8.3. MaxEnt for deriving some probability distributions#

Here we derive some standard probability distribution by maximizing the entropy subject to constraints derived from information that we have.

Example 1: the Gaussian#

First we take the constraint

()#\[\begin{equation} \int_{-\infty}^\infty (x-\mu)^2 p(x) dx=\sigma^2. \end{equation}\]

We also have the normalization constraint:

()#\[\begin{equation} \int_{-\infty}^\infty p(x) dx=1. \end{equation}\]

So we maximize:

()#\[\begin{equation} Q(p;\lambda_0,\lambda_1)=-\int p(x)\ln\left(\frac{p(x)}{m(x)}\right) \, dx + \lambda_0 \left(1-\int p(x) dx\right)+ \lambda_1\left(\sigma^2 - \int p(x) (x-\mu)^2 dx\right) \end{equation}\]

We will assume a uniform m(x).

Step 1: differentiate with respect to p(x). What do you get?

Step 2: set the functional derivative equal to 0. Show that the solution is:

()#\[\begin{equation} p(x)={\cal N} \exp(-\lambda_1 (x-\mu)^2), \end{equation}\]

where \({\cal N}=e^{-1-\lambda_0}\).

Step 3a: Now, we impose the constraints. First, use the fact that \(\int_{-\infty}^{\infty} \exp(-y^2) \, dy=\sqrt{\pi}\) to fix \({\cal N}\) (and \(\lambda_0\)).

Step 3b: Second, compute \(\int_{-\infty}^{\infty} y^2 \exp(-y^2) \, dy\), and use the results to show \(\lambda_1 = \frac{1}{2 \sigma^2}\).

Example 2: the Poisson distribution#

Now we will take a constraint on the mean (first moment):

()#\[\begin{equation} \int_{0}^\infty x p(x) dx=\mu. \end{equation}\]

As usual, we also have the normalization constraint:

()#\[\begin{equation} \int_{0}^\infty p(x) dx=1. \end{equation}\]

So we maximize:

()#\[\begin{equation} Q(p;\lambda_0,\lambda_1)=-\int p(x)\ln\left(\frac{p(x)}{m(x)}\right) \, dx + \lambda_0 \left(1-\int p(x) dx\right)+ \lambda_1\left(\mu - \int p(x) x dx\right) \end{equation}\]

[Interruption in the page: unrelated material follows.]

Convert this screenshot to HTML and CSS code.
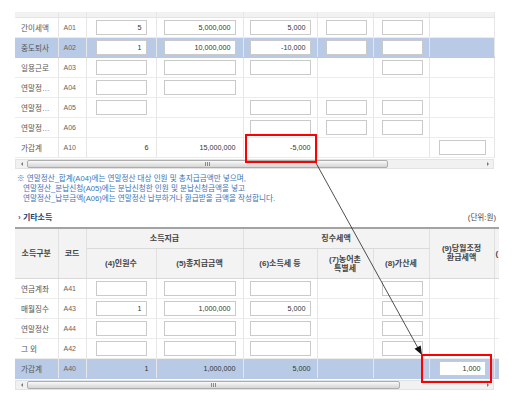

We will again assume a uniform m(x).

Go through the steps as you did in the first example.

You should obtain the Poisson distribution:

()#\[\begin{equation} p(x)=\frac{1}{\mu} \exp\left(-\frac{x}{\mu}\right) \end{equation}\]

Third example: log normal distribution#

Suppose the constraint is on the variance of \(\ln x\), i.e.,

()#\[\begin{equation} \int p(x)\left[\log\left(\frac{x}{x_0}\right)\right]^2 dx=\sigma^2 \end{equation}\]

Change variables to \(y=\log(x/x_0)\). What is the constraint in terms of \(y\)?

Now maximize the entropy, subject to this constraint, and, of course, the normalization constraint.

You should obtain the log-normal distribution:

()#\[\begin{equation} p(x)=\frac{1}{\sqrt{2 \pi} x \sigma} \exp\left[-\frac{\ln^2(x/x_0)}{2 \sigma^2}\right]. \end{equation}\]

When do you think it would make sense to say that we know the variance of \(\log(x)\), rather than the variance of \(x\) itself?

Fourth example: l1-norm#

Finally, we take the constraint on the mean absolute value of \(x-\mu\): \(\langle |x-\mu| \rangle=\epsilon\).

This constraint is written as:

()#\[\begin{equation} \int p(x) \, |x - \mu| \, dx=\epsilon. \end{equation}\]

Use the uniform measure, and go through the steps once again, to show that:

()#\[\begin{equation} p(x)=\frac{1}{2 \epsilon} \exp\left(-\frac{|x-\mu|}{\epsilon}\right). \end{equation}\]